Andrea Barrett

“An evocative panorama of America… on the cusp of enormous change.”

— Newsday

The Air We Breathe

A Novel

In the fall of 1916, America prepares for war — but in the community of Tamarack Lake, the focus is on the sick. Wealthy tubercular patients live in private cure cottages; charity patients, mainly immigrants, fill the large public sanatorium. Prisoners of routine, they take solace in gossip, rumor, and — sometimes — secret attachments. But when the well-meaning efforts of one enterprising patient lead to a tragic accident and a terrible betrayal, the war comes home, bringing with it a surge of anti-immigrant prejudice and vigilante sentiment.

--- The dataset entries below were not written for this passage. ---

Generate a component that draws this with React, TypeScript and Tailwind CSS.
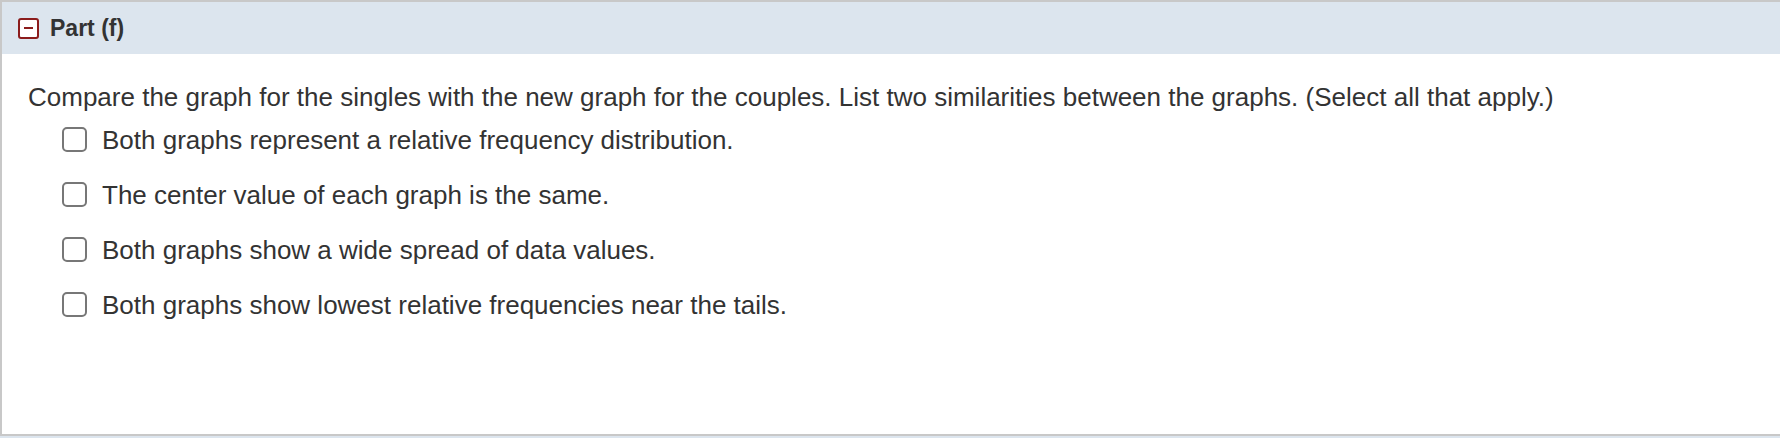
import React from 'react';

const OPTIONS = [
  'Both graphs represent a relative frequency distribution.',
  'The center value of each graph is the same.',
  'Both graphs show a wide spread of data values.',
  'Both graphs show lowest relative frequencies near the tails.',
];

function CollapseIcon() {
  return (
    <span className="flex h-[21px] w-[21px] items-center justify-center rounded-[3px] border-2 border-[#8b1c1c] bg-white">
      <span className="h-[2px] w-[9px] bg-[#8b1c1c]" />
    </span>
  );
}

export default function App() {
  const [checked, setChecked] = React.useState<boolean[]>(OPTIONS.map(() => false));

  const toggle = (i: number) => {
    setChecked(prev => prev.map((c, j) => (j === i ? !c : c)));
  };

  return (
    <div className="h-[438px] w-[1780px] bg-[#dce5ee] font-['Liberation_Sans',Arial,sans-serif] text-[#333]">
      <div className="flex h-[436px] flex-col border-t-2 border-b-2 border-l-2 border-[#c8c8c8] bg-white">
        {/* Header */}
        <div className="flex h-[52px] items-center gap-[11px] bg-[#dce5ee] pl-4">
          <CollapseIcon />
          <span className="text-[23px] font-bold leading-none">Part (f)</span>
        </div>

        {/* Body */}
        <div className="pl-[26px] pt-[28px]">
          <p className="text-[26px] leading-[30px]">
            Compare the graph for the singles with the new graph for the couples. List two similarities between the graphs. (Select all that apply.)
          </p>
          <div className="mt-[11px] flex flex-col gap-[23px] pl-[34px]">
            {OPTIONS.map((opt, i) => (
              <label key={opt} className="flex cursor-pointer items-center gap-[15px]">
                <input
                  type="checkbox"
                  checked={checked[i]}
                  onChange={() => toggle(i)}
                  className="sr-only"
                />
                <span className="flex h-[25px] w-[25px] shrink-0 items-center justify-center rounded-[5px] border-2 border-[#777] bg-white">
                  {checked[i] && <span className="h-[11px] w-[11px] rounded-[2px] bg-[#333]" />}
                </span>
                <span className="pt-[2px] text-[26px] leading-[30px]">{opt}</span>
              </label>
            ))}
          </div>
        </div>
      </div>
    </div>
  );
}
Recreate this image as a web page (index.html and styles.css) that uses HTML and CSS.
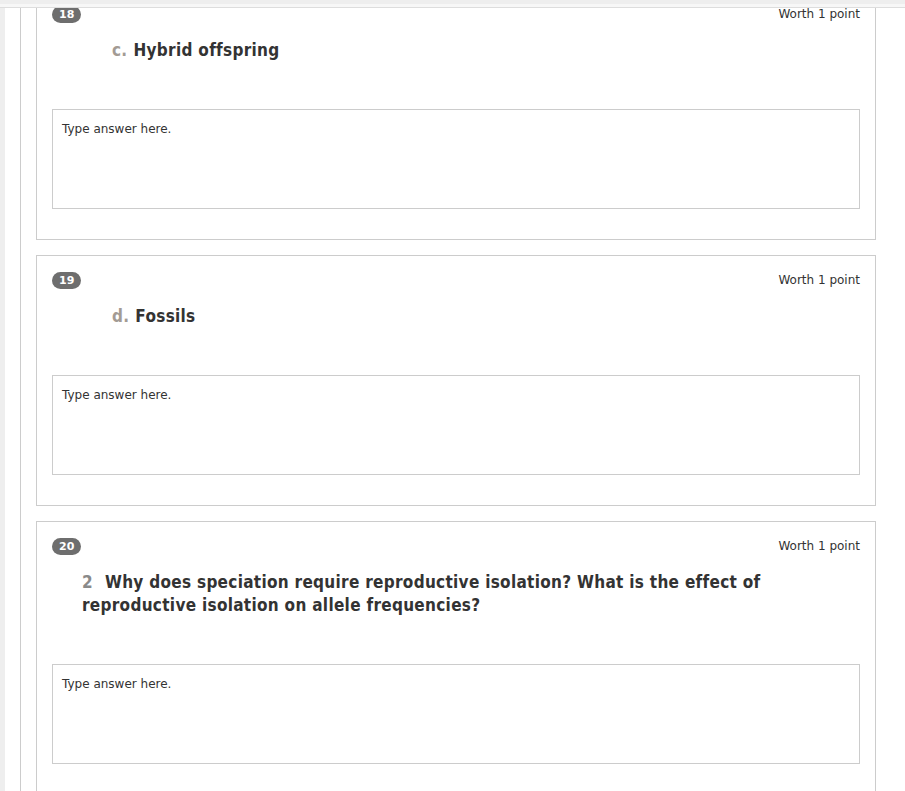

Praise for The Air We Breathe

“Here [in The Air We Breathe], as in several of her other works of fiction, including the National Book Award – winning Ship Fever, Barrett enriches her story with science…In fact, her style, always stylish and exact, is at its most compelling when she’s describing her characters’ engagement in their scientific studies.”

The Atlantic

“Details of New York tenements and of the sanitarium’s régime are vivid and engrossing.”

Publishers Weekly

“Every page seems so vibrant, its people so alive…Majestic, breathtaking, thrilling.”

San Diego Union-Tribune

“Barrett’s powers of historical evocation, especially her knowledge of the scientific preoccupations of the time, are impressive.”

The New Yorker

“Barrett’s writing has a quality of reflective mildness, a restraint which some might call quiet…There is an elegance of tone, but an enormous amount happens. The Air We Breathe is turbulent and dramatic, full of longing and death and lust, the yearning to cover one’s own life and way in the world.”